To train a Shifted Diffusion model, run (choose hyper-parameters based on your device)

accelerate launch --mixed_precision="fp16" train.py

We provide our pre-trained Shifted Diffusion models here.

Shifted Diffusion + Stable Diffusion

We provide a simple example which combines our pre-trained Shifted Diffusion with Stable Diffusion 2.

Specifically, a projection layer is added, which maps input image embedding into 4 word embeddings. Feel free to try more complicated architectures.

With the example below, one can first fine-tune a Stable Diffusion model on image-only dataset (language-free setting), then

Fine-tune a Stable Diffusion model

Prepare an image-only dataset (MS-COCO for example)

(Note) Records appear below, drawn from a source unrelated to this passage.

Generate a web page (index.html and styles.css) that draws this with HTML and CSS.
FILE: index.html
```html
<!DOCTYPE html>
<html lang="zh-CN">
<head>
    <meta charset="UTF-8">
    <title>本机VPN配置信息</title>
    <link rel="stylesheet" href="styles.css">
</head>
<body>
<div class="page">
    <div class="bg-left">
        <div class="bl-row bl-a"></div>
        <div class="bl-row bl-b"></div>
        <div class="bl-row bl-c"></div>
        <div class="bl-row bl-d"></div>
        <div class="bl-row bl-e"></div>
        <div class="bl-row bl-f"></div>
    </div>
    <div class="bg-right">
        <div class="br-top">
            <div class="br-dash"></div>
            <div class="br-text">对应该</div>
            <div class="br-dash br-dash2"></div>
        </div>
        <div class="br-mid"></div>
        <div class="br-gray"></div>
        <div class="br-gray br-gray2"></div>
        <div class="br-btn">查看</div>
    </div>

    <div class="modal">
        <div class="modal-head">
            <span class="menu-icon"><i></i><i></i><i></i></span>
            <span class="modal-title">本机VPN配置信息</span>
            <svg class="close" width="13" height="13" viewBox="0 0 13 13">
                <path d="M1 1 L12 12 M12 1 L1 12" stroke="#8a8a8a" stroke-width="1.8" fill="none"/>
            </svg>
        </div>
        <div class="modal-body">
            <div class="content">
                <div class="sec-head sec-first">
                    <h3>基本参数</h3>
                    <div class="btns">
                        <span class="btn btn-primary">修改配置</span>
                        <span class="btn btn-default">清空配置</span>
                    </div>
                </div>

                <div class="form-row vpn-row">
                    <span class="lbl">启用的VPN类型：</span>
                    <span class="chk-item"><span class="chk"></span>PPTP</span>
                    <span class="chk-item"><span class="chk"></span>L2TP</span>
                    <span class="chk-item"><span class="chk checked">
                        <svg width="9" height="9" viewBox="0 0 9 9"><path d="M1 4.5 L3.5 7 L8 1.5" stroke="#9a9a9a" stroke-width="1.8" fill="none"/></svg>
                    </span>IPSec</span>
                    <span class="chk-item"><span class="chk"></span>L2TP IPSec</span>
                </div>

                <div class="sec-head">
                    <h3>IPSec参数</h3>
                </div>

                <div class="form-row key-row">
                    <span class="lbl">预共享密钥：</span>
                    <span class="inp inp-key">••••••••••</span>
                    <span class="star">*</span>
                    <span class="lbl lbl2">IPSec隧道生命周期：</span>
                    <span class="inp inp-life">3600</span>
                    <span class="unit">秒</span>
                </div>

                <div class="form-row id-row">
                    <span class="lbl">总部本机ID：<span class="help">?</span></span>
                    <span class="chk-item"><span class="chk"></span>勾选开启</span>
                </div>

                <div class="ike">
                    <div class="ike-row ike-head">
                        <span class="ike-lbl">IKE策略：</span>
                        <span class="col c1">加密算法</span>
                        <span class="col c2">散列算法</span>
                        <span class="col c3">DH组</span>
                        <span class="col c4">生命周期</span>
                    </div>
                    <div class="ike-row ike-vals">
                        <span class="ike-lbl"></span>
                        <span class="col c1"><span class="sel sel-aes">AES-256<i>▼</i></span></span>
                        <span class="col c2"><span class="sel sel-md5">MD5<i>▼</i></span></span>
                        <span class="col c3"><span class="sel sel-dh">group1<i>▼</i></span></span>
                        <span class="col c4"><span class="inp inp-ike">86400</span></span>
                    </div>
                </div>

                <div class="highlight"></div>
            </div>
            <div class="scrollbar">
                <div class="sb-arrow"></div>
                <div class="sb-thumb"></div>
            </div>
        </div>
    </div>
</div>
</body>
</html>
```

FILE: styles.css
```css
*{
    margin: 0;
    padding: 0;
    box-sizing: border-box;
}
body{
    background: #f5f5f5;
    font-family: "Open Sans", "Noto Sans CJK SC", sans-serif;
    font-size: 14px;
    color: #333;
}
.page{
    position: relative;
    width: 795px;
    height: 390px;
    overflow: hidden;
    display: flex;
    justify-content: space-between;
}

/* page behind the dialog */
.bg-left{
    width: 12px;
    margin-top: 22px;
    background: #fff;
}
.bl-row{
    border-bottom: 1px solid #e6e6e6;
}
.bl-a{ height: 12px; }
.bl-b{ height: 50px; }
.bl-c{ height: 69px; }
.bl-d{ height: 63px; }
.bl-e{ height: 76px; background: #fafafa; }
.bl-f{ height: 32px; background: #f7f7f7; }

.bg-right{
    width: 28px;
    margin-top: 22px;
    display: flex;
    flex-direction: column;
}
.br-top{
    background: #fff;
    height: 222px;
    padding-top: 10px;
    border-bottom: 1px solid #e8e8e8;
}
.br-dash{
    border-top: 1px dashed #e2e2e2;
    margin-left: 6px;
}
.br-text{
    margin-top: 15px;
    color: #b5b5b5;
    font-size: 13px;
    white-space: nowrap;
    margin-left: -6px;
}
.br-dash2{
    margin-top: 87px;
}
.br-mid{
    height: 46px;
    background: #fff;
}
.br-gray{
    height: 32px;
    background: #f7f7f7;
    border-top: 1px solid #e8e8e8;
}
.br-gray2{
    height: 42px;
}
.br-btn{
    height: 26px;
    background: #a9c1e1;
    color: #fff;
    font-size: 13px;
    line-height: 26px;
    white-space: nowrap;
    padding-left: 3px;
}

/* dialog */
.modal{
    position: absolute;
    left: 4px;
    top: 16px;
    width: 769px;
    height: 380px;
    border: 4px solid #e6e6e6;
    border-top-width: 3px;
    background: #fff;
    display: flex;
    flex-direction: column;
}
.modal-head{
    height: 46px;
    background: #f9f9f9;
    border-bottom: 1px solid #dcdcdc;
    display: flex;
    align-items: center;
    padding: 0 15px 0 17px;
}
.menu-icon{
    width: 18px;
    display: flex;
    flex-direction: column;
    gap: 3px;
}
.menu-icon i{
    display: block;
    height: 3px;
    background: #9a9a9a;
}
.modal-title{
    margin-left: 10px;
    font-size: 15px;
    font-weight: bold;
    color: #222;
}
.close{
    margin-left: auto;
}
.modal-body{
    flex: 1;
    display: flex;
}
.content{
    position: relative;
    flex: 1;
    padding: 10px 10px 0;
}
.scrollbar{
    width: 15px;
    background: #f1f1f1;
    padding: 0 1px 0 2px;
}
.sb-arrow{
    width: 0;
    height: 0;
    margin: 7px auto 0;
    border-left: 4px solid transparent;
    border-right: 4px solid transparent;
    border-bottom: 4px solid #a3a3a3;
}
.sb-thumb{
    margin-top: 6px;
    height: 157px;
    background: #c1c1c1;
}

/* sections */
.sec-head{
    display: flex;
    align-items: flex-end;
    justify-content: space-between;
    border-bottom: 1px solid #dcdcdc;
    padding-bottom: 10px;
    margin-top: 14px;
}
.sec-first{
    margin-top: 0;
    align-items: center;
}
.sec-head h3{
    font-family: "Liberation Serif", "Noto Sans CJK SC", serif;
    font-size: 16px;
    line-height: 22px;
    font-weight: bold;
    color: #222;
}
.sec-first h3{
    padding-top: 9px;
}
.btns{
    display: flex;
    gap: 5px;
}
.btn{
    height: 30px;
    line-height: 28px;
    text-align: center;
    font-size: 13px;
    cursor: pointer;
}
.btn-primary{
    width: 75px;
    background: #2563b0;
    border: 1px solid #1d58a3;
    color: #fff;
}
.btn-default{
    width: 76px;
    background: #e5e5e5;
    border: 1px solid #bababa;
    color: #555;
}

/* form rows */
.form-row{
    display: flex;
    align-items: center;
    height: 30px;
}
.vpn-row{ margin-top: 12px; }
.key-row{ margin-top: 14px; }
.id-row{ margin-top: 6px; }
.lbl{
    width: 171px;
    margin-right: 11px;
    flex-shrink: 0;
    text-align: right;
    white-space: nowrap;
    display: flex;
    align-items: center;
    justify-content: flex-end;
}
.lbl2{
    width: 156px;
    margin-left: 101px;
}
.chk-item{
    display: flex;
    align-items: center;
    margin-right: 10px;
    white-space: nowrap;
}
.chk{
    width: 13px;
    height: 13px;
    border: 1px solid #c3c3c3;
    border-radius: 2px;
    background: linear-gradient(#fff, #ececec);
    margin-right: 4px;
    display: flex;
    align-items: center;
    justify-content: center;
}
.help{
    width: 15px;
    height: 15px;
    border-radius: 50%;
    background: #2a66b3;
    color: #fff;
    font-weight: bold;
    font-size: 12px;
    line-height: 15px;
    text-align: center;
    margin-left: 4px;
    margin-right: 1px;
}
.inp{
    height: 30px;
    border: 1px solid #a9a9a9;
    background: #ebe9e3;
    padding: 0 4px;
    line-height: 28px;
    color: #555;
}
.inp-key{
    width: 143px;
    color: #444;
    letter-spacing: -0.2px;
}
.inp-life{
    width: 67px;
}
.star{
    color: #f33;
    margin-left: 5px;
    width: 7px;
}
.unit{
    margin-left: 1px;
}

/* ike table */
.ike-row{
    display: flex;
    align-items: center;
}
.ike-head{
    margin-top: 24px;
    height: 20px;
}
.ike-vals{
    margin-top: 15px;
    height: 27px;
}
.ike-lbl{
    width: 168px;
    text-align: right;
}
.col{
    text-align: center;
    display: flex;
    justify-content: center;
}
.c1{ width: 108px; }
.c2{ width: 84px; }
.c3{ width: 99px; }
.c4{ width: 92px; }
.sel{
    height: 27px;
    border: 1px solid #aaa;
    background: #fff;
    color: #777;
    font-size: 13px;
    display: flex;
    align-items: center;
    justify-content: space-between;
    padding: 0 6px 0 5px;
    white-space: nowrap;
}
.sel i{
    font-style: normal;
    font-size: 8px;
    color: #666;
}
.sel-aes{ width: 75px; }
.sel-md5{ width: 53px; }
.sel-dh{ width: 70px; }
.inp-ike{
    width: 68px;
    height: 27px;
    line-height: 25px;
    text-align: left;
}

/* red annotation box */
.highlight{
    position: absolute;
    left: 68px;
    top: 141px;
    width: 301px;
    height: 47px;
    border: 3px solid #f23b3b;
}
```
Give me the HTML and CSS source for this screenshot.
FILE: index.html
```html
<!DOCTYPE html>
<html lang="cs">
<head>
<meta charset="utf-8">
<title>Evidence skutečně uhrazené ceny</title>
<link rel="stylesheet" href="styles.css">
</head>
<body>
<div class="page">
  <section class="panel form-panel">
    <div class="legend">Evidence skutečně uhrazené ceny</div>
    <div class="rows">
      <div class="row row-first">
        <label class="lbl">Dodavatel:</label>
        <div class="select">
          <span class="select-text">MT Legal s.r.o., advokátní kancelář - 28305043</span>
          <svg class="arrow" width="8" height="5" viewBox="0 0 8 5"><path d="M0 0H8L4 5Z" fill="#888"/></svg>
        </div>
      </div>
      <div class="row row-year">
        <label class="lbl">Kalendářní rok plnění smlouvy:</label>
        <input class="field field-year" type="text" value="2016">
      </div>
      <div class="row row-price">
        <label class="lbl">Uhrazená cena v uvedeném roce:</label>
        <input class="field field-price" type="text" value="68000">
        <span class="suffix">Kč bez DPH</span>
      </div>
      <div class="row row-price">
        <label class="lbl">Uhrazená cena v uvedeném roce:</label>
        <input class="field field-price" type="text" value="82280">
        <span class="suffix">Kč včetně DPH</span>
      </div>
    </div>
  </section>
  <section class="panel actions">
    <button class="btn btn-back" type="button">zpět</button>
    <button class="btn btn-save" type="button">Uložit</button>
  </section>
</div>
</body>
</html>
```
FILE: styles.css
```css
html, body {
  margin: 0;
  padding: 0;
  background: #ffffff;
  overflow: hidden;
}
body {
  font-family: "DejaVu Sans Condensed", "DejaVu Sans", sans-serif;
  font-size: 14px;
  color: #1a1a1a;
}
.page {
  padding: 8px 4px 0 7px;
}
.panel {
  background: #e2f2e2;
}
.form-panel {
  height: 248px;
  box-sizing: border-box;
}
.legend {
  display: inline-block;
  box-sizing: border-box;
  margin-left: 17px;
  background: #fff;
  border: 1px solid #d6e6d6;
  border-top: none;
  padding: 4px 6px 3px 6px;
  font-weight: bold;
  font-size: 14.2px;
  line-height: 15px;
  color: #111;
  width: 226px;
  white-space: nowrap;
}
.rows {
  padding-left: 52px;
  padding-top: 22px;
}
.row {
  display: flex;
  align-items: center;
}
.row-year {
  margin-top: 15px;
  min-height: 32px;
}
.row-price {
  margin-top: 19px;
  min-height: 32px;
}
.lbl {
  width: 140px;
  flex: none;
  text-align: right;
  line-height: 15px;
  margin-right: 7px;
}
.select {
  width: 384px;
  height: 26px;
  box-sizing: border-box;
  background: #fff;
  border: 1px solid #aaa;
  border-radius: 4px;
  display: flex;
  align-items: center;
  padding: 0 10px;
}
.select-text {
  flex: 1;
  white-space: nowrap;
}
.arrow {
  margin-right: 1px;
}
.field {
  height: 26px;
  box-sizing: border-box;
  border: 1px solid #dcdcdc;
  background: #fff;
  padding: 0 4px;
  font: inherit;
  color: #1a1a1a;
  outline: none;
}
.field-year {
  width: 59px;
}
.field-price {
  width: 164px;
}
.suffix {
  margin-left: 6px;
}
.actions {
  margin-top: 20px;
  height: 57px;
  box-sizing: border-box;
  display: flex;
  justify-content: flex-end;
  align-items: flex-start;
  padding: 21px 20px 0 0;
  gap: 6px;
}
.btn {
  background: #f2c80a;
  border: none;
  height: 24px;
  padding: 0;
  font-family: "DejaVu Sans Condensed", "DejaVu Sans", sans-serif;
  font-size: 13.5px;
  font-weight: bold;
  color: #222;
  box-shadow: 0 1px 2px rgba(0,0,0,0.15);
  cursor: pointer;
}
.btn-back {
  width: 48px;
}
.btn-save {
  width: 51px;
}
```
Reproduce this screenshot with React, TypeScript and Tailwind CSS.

wget http://images.cocodataset.org/zips/train2014.zip
unzip train2014.zip
python process_img.py --src=./train2014 --size=512 --dest=./train2014

Run

accelerate launch --mixed_precision="fp16" finetune.py\
  --pretrained_model_name_or_path="stabilityai/stable-diffusion-2-base" \
  --train_data_dir=./train2014/ \
  --use_ema \
  --resolution=512 --center_crop --random_flip \
  --train_batch_size=8 \
  --gradient_accumulation_steps=1 \
  --gradient_checkpointing \
  --max_train_steps=30000 \
  --checkpointing_steps=5000\
  --learning_rate=1e-05 \
  --max_grad_norm=1 \
  --lr_scheduler="constant" --lr_warmup_steps=0 \
  --output_dir="./finetuned_coco"

(We did not optimize hyper-parameters, hyper-parameters follow examples here)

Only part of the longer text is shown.